What kernel are you guys running?

felix@gemini:~$ uname -a
Linux gemini 4.19.0-6-amd64 #1 SMP Debian 4.19.67-2+deb10u2 (2019-11-11) x86_64 GNU/Linux

EnorMOZ · February 4, 2020, 2:12pm

Linux ns3085189 5.3.0-28-generic #30~18.04.1-Ubuntu SMP Fri Jan 17 06:14:09 UTC 2020 x86_64 x86_64 x86_64 GNU/Linux

JamesY · February 4, 2020, 2:28pm

Linux 4.15.0-42-generic #45-Ubuntu SMP

Linux 2.6.32-042stab142.1 #1 SMP

Linux appledev 2.6.32-48-pve #1 SMP

EnorMOZ · February 4, 2020, 2:42pm

@bhpark84
Looks like even setting --async-read=false had an increase of system i/o compared to 1.50.2. Any chance you could compare the two ?

bhpark84 · February 4, 2020, 3:04pm

root@localhost:~# uname -a
Linux localhost 4.15.0-70-generic #79-Ubuntu SMP Tue Nov 12 10:36:11 UTC 2019 x86_64 x86_64 x86_64 GNU/Linux

bhpark84 · February 4, 2020, 3:15pm

1.51(--async-read = false) & 1.50.2

this server is lowend VPS.
So it can look high.

St0rm · February 4, 2020, 7:28pm

I'm not experiencing any high IOWAIT. Just posting for info

Linux - 4.15.0-76-generic #86-Ubuntu

bhpark84 · February 5, 2020, 1:51am

Upload debug trace/profile

This was my first time using debug tool.
Please let me know if something is wrong

Download

Test method

mount  
./rclone mount --async-read=true --vfs-read-wait 10ms -vv gdrive_media: /mnt/tmp/ --rc 2>&1 | grep 'abort.*in-sequence' 

transfer
dd if=/mnt/tmp/1g_zero of=/dev/null bs=2M

get profile(In transmit)
wget http://localhost:5572/debug/pprof/trace?seconds=5
wget http://localhost:5572/debug/pprof/profile
wget http://localhost:5572/debug/pprof/goroutine?debug=1
wget http://localhost:5572/debug/pprof/block
wget http://localhost:5572/debug/pprof/mutex
wget http://localhost:5572/debug/pprof/heap

thanks

EnorMOZ · February 5, 2020, 3:40pm

Added a github issues for tracking purpose. https://github.com/rclone/rclone/issues/3937

ncw · February 5, 2020, 5:42pm

I'm attempting to find a work-around for the excess seeking which kills performance.

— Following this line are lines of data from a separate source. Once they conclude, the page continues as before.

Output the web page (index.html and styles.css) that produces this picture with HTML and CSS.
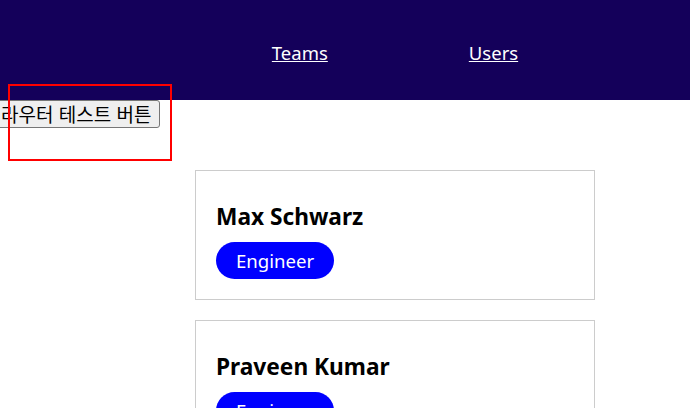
FILE: index.html
```html
<!DOCTYPE html>
<html lang="ko">
<head>
	<meta charset="UTF-8">
	<title>Users</title>
	<link rel="stylesheet" href="styles.css">
</head>
<body>
	<div class="page">
		<header class="header">
			<nav>
				<ul class="nav-list">
					<li><a href="#">Teams</a></li>
					<li><a href="#">Users</a></li>
				</ul>
			</nav>
		</header>
		<button class="test-btn">라우터 테스트 버튼</button>
		<span class="debug-box"></span>
		<ul class="user-list">
			<li class="user-card">
				<h2>Max Schwarz</h2>
				<span class="role">Engineer</span>
			</li>
			<li class="user-card">
				<h2>Praveen Kumar</h2>
				<span class="role">Engineer</span>
			</li>
		</ul>
	</div>
</body>
</html>
```

FILE: styles.css
```css
*{
	margin: 0;
	padding: 0;
	box-sizing: border-box;
}
html{
	overflow: hidden;
}
body{
	font-family: "Noto Sans", "Noto Sans CJK KR", sans-serif;
	color: #000;
	background: #fff;
}
.page{
	width: 790px;
	position: relative;
}
.header{
	height: 100px;
	background-color: #14005a;
	display: flex;
	justify-content: center;
	align-items: center;
}
.nav-list{
	list-style: none;
	display: flex;
	gap: 141px;
	padding-top: 4px;
}
.nav-list a{
	color: #fff;
	font-size: 18.5px;
	text-decoration: underline;
}
.test-btn{
	display: block;
	margin-left: -8px;
	font-family: "Noto Sans CJK KR", sans-serif;
	font-size: 19px;
	line-height: 24px;
	padding: 1px 8px;
	border: 1px solid #767676;
	border-radius: 3px;
	background-color: #efefef;
	color: #000;
}
.debug-box{
	position: absolute;
	left: 8px;
	top: 84px;
	width: 164px;
	height: 77px;
	border: 2px solid #ff0000;
}
.user-list{
	list-style: none;
	width: 400px;
	margin: 42px auto 0;
	display: flex;
	flex-direction: column;
	gap: 20px;
}
.user-card{
	border: 1px solid #ccc;
	padding: 20px;
	display: flex;
	flex-direction: column;
	align-items: flex-start;
}
.user-card h2{
	font-size: 22.7px;
	font-weight: 700;
	margin: 10px 0 9px;
	line-height: 32px;
}
.role{
	background-color: #0000ff;
	color: #fff;
	font-size: 18.6px;
	line-height: 37px;
	padding: 0 20px;
	border-radius: 19px;
}
```
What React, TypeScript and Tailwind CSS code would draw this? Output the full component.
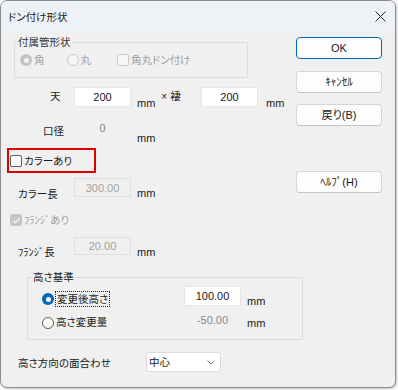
import React from 'react';

const cjk = "text-[10.5px] leading-[14px]";

function Radio({ checked, disabled }: { checked?: boolean; disabled?: boolean }) {
  if (checked && !disabled) {
    return (
      <span className="flex h-[12px] w-[12px] shrink-0 items-center justify-center rounded-full bg-[#0067c0]">
        <span className="h-[5px] w-[5px] rounded-full bg-white" />
      </span>
    );
  }
  if (checked && disabled) {
    return (
      <span className="flex h-[12px] w-[12px] shrink-0 items-center justify-center rounded-full bg-[#c4c4c4]">
        <span className="h-[5px] w-[5px] rounded-full bg-[#f4f4f4]" />
      </span>
    );
  }
  return (
    <span
      className={`block h-[12px] w-[12px] shrink-0 rounded-full border ${
        disabled ? 'border-[#c8c8c8] bg-[#f6f6f6]' : 'border-[#5a5a5a] bg-[#fbfbfb]'
      }`}
    />
  );
}

function Check({ checked, disabled }: { checked?: boolean; disabled?: boolean }) {
  if (checked) {
    return (
      <span className="flex h-[12px] w-[12px] shrink-0 items-center justify-center rounded-[2px] bg-[#c6c6c6]">
        <svg width="9" height="9" viewBox="0 0 9 9" fill="none">
          <path d="M1.5 4.8 L3.6 6.8 L7.6 2.2" stroke="#fafafa" strokeWidth="1.2" />
        </svg>
      </span>
    );
  }
  return (
    <span
      className={`block h-[12px] w-[12px] shrink-0 rounded-[2px] border ${
        disabled ? 'border-[#cacaca] bg-[#f6f6f6]' : 'border-[#5a5a5a] bg-[#fbfbfb]'
      }`}
    />
  );
}

function Field({ value, disabled, h = 'h-[20px]' }: { value: string; disabled?: boolean; h?: string }) {
  return (
    <div
      className={`flex w-[57px] shrink-0 items-center justify-center border ${h} ${
        disabled ? 'border-[#dedede] bg-[#f0f0f0] text-[#a0a0a0]' : 'border-[#e6e6e6] bg-white text-[#1a1a1a]'
      }`}
    >
      {value}
    </div>
  );
}

function DlgButton({ label, primary }: { label: string; primary?: boolean }) {
  return (
    <button
      className={`flex h-[22px] w-[86px] items-center justify-center rounded-[4px] bg-[#fdfdfd] text-[#1a1a1a] ${
        primary ? 'border border-[#0067c0]' : 'border border-[#d6d6d6] border-b-[#c4c4c4]'
      }`}
    >
      {label}
    </button>
  );
}

export default function App() {
  return (
    <div className="h-[390px] w-[398px] bg-white font-['Liberation_Sans','Noto_Sans_CJK_JP',sans-serif] text-[11px] leading-[14px] text-[#1a1a1a] [font-feature-settings:'palt']">
      <div className="flex h-[388px] w-[396px] flex-col overflow-hidden rounded-[7px] border border-[#8c8c8c] bg-[#f0f0f0] shadow-[1px_1px_3px_rgba(0,0,0,0.25)]">
        {/* title bar */}
        <div className="flex h-[29px] shrink-0 items-center justify-between bg-[#eef2f7] pl-[7px] pr-[9px]">
          <span className={`${cjk} mt-[2px] text-[#1a1a1a]`}>ドン付け形状</span>
          <svg width="11" height="11" viewBox="0 0 11 11" className="mt-[1px]">
            <path d="M0.5 0.5 L10.5 10.5 M10.5 0.5 L0.5 10.5" stroke="#1f1f1f" strokeWidth="1" />
          </svg>
        </div>

        <div className="flex">
          {/* left side */}
          <div className="flex w-[294px] flex-col">
            {/* 付属管形状 */}
            <div className="ml-[13px] mt-[12px] h-[36px] w-[234px] border border-[#dcdcdc]">
              <span className={`${cjk} -mt-[8px] ml-[2px] block w-fit bg-[#f0f0f0] px-[1px] text-[#333]`}>
                付属管形状
              </span>
              <div className="flex h-[22px] items-center text-[#a0a0a0]">
                <span className="ml-[5px]"><Radio checked disabled /></span>
                <span className={`${cjk} ml-[2px]`}>角</span>
                <span className="ml-[22px]"><Radio disabled /></span>
                <span className={`${cjk} ml-[2px]`}>丸</span>
                <span className="ml-[26px]"><Check disabled /></span>
                <span className={`${cjk} ml-[2px]`}>角丸ドン付け</span>
              </div>
            </div>

            {/* 天 × 褄 */}
            <div className="mt-[9px] flex h-[20px] items-start">
              <span className={`${cjk} mt-[2px] w-[73px] pl-[49px]`}>天</span>
              <Field value="200" />
              <div className="flex w-[70px] items-start pl-[6px]">
                <span className="mt-[9px]">mm</span>
                <span className="ml-[6px] mt-[3px] text-[10px]">×</span>
                <span className={`${cjk} ml-[3px] mt-[2px]`}>褄</span>
              </div>
              <Field value="200" />
              <span className="ml-[8px] mt-[9px]">mm</span>
            </div>

            {/* 口径 */}
            <div className="mt-[13px] flex h-[22px] items-start">
              <span className={`${cjk} mt-[4px] w-[73px] pl-[42px]`}>口径</span>
              <span className="mt-[1px] w-[57px] text-center text-[#8a8a8a]">0</span>
              <span className="ml-[6px] mt-[11px]">mm</span>
            </div>

            {/* カラーあり */}
            <div className="ml-[6px] mt-[6px] flex h-[25px] w-[89px] items-center border-2 border-[#e00000] pl-[1px]">
              <Check />
              <span className={`${cjk} ml-[2px]`}>カラーあり</span>
            </div>

            {/* カラー長 */}
            <div className="mt-[5px] flex h-[22px] items-start">
              <span className={`${cjk} mt-[9px] w-[73px] pl-[17px]`}>カラー長</span>
              <Field value="300.00" disabled h="h-[19px]" />
              <span className="ml-[6px] mt-[8px]">mm</span>
            </div>

            {/* ﾌﾗﾝｼﾞあり */}
            <div className="mt-[11px] flex h-[18px] items-center pl-[9px] text-[#a0a0a0]">
              <Check checked disabled />
              <span className={`${cjk} ml-[2px]`}>ﾌﾗﾝｼﾞあり</span>
            </div>

            {/* ﾌﾗﾝｼﾞ長 */}
            <div className="mt-[8px] flex h-[23px] items-start">
              <span className={`${cjk} mt-[8px] w-[73px] pl-[17px]`}>ﾌﾗﾝｼﾞ長</span>
              <Field value="20.00" disabled h="h-[18px]" />
              <span className="ml-[6px] mt-[8px]">mm</span>
            </div>

            {/* 高さ基準 */}
            <div className="ml-[26px] mt-[17px] h-[63px] w-[276px] border border-[#dcdcdc]">
              <span className={`${cjk} -mt-[8px] ml-[4px] block w-fit bg-[#f0f0f0] px-[1px]`}>
                高さ基準
              </span>
              <div className="mt-[2px] flex h-[20px] items-start">
                <span className="ml-[14px] mt-[7px]"><Radio checked /></span>
                <span className="mt-[5px] w-[130px] pl-[1px]">
                  <span className={`${cjk} block w-fit border border-dotted border-[#222] px-[1px] leading-[12px]`}>
                    変更後高さ
                  </span>
                </span>
                <Field value="100.00" />
                <span className="ml-[6px] mt-[8px]">mm</span>
              </div>
              <div className="mt-[4px] flex h-[20px] items-start">
                <span className="ml-[14px] mt-[7px]"><Radio /></span>
                <span className={`${cjk} mt-[5px] w-[130px] pl-[2px]`}>高さ変更量</span>
                <span className="mt-[3px] w-[57px] text-center text-[#8a8a8a]">-50.00</span>
                <span className="ml-[6px] mt-[6px]">mm</span>
              </div>
            </div>

            {/* 高さ方向の面合わせ */}
            <div className="mt-[12px] flex h-[20px] items-center">
              <span className={`${cjk} mt-[2px] w-[145px] pl-[17px]`}>高さ方向の面合わせ</span>
              <div className="flex h-[20px] w-[75px] items-center justify-between rounded-[3px] border border-[#dcdcdc] bg-white pl-[2px] pr-[5px]">
                <span className={cjk}>中心</span>
                <svg width="8" height="5" viewBox="0 0 8 5">
                  <path d="M0.5 0.5 L4 4 L7.5 0.5" stroke="#7a7a7a" fill="none" strokeWidth="1" />
                </svg>
              </div>
            </div>
          </div>

          {/* buttons */}
          <div className="ml-[1px] flex flex-col pt-[7px]">
            <DlgButton label="OK" primary />
            <div className="mt-[12px]"><DlgButton label="ｷｬﾝｾﾙ" /></div>
            <div className="mt-[11px]"><DlgButton label="戻り(B)" /></div>
            <div className="mt-[45px]"><DlgButton label="ﾍﾙﾌﾟ(H)" /></div>
          </div>
        </div>
      </div>
    </div>
  );
}
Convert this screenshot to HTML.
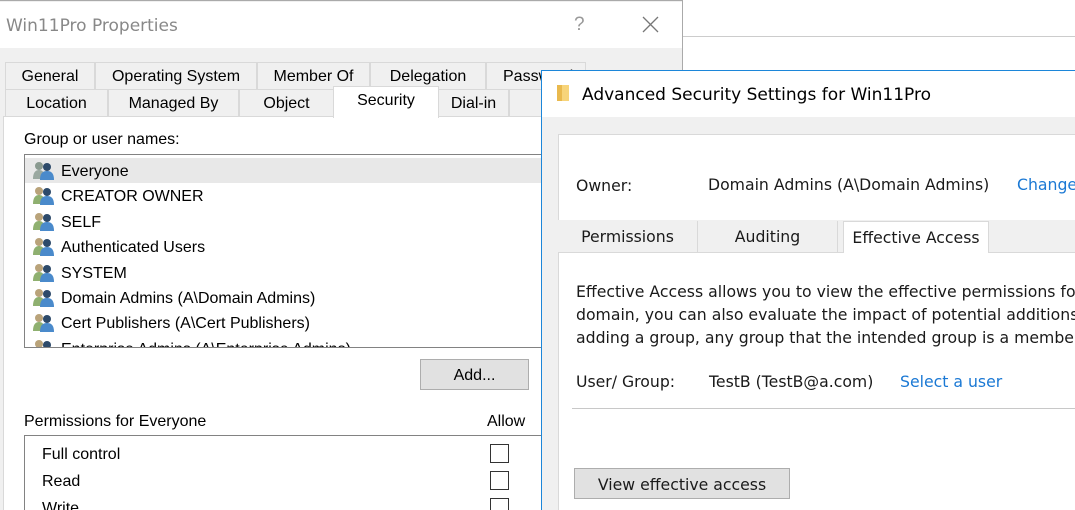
<!DOCTYPE html>
<html><head><meta charset="utf-8"><style>
*{margin:0;padding:0;box-sizing:border-box}
html,body{width:1075px;height:510px;overflow:hidden}
body{background:#fff;position:relative;font-family:"Liberation Sans",sans-serif;color:#000}
.a{position:absolute}
.t{position:absolute;white-space:nowrap;font-size:16px}
.tab{position:absolute;background:#f0f0f0;border:1px solid #d9d9d9;border-bottom:none;font-size:16px;text-align:center;line-height:28px}
.row{position:absolute;left:8px;height:25px;font-size:16px;line-height:27px;padding-left:28px;white-space:nowrap}
.row svg{position:absolute;left:0;top:3px}
.cb{position:absolute;left:490px;width:19px;height:19px;border:1px solid #333;background:#fff}
.s{font-family:"DejaVu Sans","Liberation Sans",sans-serif;font-size:15.7px;color:#1a1a1a}
</style></head><body>
<div class="a" style="left:682px;top:36px;width:393px;height:1px;background:#ccc"></div>
<div class="a" style="left:0;top:0;width:683px;height:510px;background:#f0f0f0;border-top:1px solid #aaa;border-right:1px solid #aaa"></div>
<div class="a" style="left:0;top:2px;width:682px;height:46px;background:#fff"></div>
<div class="t s" style="left:6px;top:16px;font-size:17px;color:#888">Win11Pro Properties</div>
<div class="t" style="left:574px;top:14px;font-size:19px;color:#999">?</div>
<svg class="a" style="left:642px;top:16px" width="17" height="17"><path d="M1 1L16 16M16 1L1 16" stroke="#777" stroke-width="1.3"/></svg>
<div class="tab" style="left:5px;top:62px;width:90px;height:28px">General</div>
<div class="tab" style="left:95px;top:62px;width:162px;height:28px">Operating System</div>
<div class="tab" style="left:257px;top:62px;width:113px;height:28px">Member Of</div>
<div class="tab" style="left:370px;top:62px;width:116px;height:28px">Delegation</div>
<div class="tab" style="left:486px;top:62px;width:100px;height:28px;text-align:left;padding-left:16px">Password Replication</div>
<div class="tab" style="left:5px;top:89px;width:103px;height:28px">Location</div>
<div class="tab" style="left:108px;top:89px;width:131px;height:28px">Managed By</div>
<div class="tab" style="left:239px;top:89px;width:95px;height:28px">Object</div>
<div class="tab" style="left:438px;top:89px;width:71px;height:28px">Dial-in</div>
<div class="tab" style="left:509px;top:89px;width:40px;height:28px"></div>
<div class="a" style="left:3px;top:116px;width:560px;height:394px;background:#fff;border:1px solid #d9d9d9;border-bottom:none"></div>
<div class="tab" style="left:333px;top:86px;width:106px;height:32px;background:#fff;line-height:28px;border-color:#d9d9d9">Security</div>
<div class="t" style="left:24px;top:131px">Group or user names:</div>
<div class="a" style="left:24px;top:154px;width:530px;height:194px;border:1px solid #828282;background:#fff;overflow:hidden">
<div class="a" style="left:0;top:3px;width:530px;height:25px;background:#e8e8e8"></div>
<div id="rows"></div>
</div>
<div class="a" style="left:420px;top:359px;width:109px;height:31px;background:#e1e1e1;border:1px solid #adadad;font-size:16px;text-align:center;line-height:31px">Add...</div>
<div class="t" style="left:24px;top:413px">Permissions for Everyone</div>
<div class="t" style="left:487px;top:413px">Allow</div>
<div class="a" style="left:24px;top:435px;width:530px;height:75px;border:1px solid #828282;border-bottom:none;background:#fff"></div>
<div class="t" style="left:42px;top:446px">Full control</div>
<div class="t" style="left:42px;top:473px">Read</div>
<div class="t" style="left:42px;top:500px">Write</div>
<div class="cb" style="top:444px"></div>
<div class="cb" style="top:471px"></div>
<div class="cb" style="top:498px"></div>
<!-- right dialog -->
<div class="a" style="left:541px;top:70px;width:534px;height:440px;background:#f0f0f0;border:1px solid #1c86d9;border-right:none;border-bottom:none"></div>
<div class="a" style="left:542px;top:71px;width:533px;height:46px;background:#fff"></div>
<svg class="a" style="left:557px;top:85px" width="12" height="16"><rect x="0" y="0" width="12" height="16" fill="#f7d47a"/><rect x="0" y="0" width="5" height="16" fill="#e9b94e"/></svg>
<div class="t s" style="left:582px;top:85px;font-size:17px;color:#000">Advanced Security Settings for Win11Pro</div>
<div class="a" style="left:558px;top:134px;width:517px;height:376px;background:#fff;border:1px solid #d9d9d9;border-right:none;border-bottom:none"></div>
<div class="t s" style="left:576px;top:176px">Owner:</div>
<div class="t s" style="left:708px;top:175px">Domain Admins (A\Domain Admins)</div>
<div class="t s" style="left:1017px;top:175px;color:#1a78d4">Change</div>
<div class="a" style="left:558px;top:220px;width:517px;height:33px;background:#f0f0f0;border-bottom:1px solid #d9d9d9"></div>
<div class="a s" style="left:558px;top:221px;width:140px;height:32px;border-right:1px solid #d9d9d9;text-align:center;line-height:31px">Permissions</div>
<div class="a s" style="left:698px;top:221px;width:140px;height:32px;border-right:1px solid #d9d9d9;text-align:center;line-height:31px">Auditing</div>
<div class="a s" style="left:843px;top:221px;width:146px;height:33px;background:#fff;border:1px solid #d9d9d9;border-bottom:none;text-align:center;line-height:31px">Effective Access</div>
<div class="a" style="left:558px;top:253px;width:517px;height:257px;background:#fff;border-left:1px solid #d9d9d9;overflow:hidden">
<div class="t s" style="left:17px;top:27px;line-height:23px">Effective Access allows you to view the effective permissions for a user, group, or device account. If the account is a member of a<br>domain, you can also evaluate the impact of potential additions to the security token for the account. When you evaluate the impact of<br>adding a group, any group that the intended group is a member of will also be evaluated.</div>
</div>
<div class="t s" style="left:576px;top:372px">User/ Group:</div>
<div class="t s" style="left:709px;top:372px">TestB (TestB@a.com)</div>
<div class="t s" style="left:900px;top:372px;color:#1a78d4">Select a user</div>
<div class="a" style="left:572px;top:408px;width:503px;height:1px;background:#c8c8c8"></div>
<div class="a s" style="left:574px;top:468px;width:216px;height:31px;background:#e1e1e1;border:1px solid #adadad;text-align:center;line-height:31px">View effective access</div>
<script>
var n=["Everyone","CREATOR OWNER","SELF","Authenticated Users","SYSTEM","Domain Admins (A\\Domain Admins)","Cert Publishers (A\\Cert Publishers)","Enterprise Admins (A\\Enterprise Admins)"];
var h="";
n.forEach(function(x,i){var b=i==0?"#8a9a90":"#b9a37a";h+='<div class="row" style="top:'+(3+i*25.4)+'px"><svg width="22" height="19"><circle cx="6" cy="5" r="4" fill="'+b+'"/><path d="M0 18C0 11 3 9 6 9S12 11 12 18Z" fill="'+(i==0?"#9aa8a0":"#8fb070")+'"/><circle cx="14" cy="6" r="4" fill="#2d4a6a"/><path d="M7 19C7 12 10 10 14 10S21 12 21 19Z" fill="#4a8acb"/></svg>'+x+'</div>';});
document.getElementById("rows").innerHTML=h;
</script>
</body></html>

I'll note that increased IOWAIT is to be expected when using async-read.

The kernel issues two or more read requests at once, but rclone can only satisfy one of them at a time as it is reading sequentially from the file, so the other, by definition has to wait. I don't think the IOWAIT should affect performance at all, but if rclone has to seek, when you see a "failed to wait for in-sequence read" message, that really kills performance. That is what I'm working on fixing!

EnorMOZ · February 7, 2020, 2:02pm

I get the increase in iowats but what I was seeing was a 20-30% increase even on an idle/very minimal activity mount. Will see if I can run some tests later when I can.

ncw · February 10, 2020, 4:32pm

I'm thinking about merging this to a point release.

I'd like to increase the wait time up from 5ms by default. I propose 20 ms but maybe that is too high/low - thoughts?

ferferga · February 27, 2020, 1:20pm

Why the --async-read flag is unknown in my rclone binary, even if I'm using latest beta?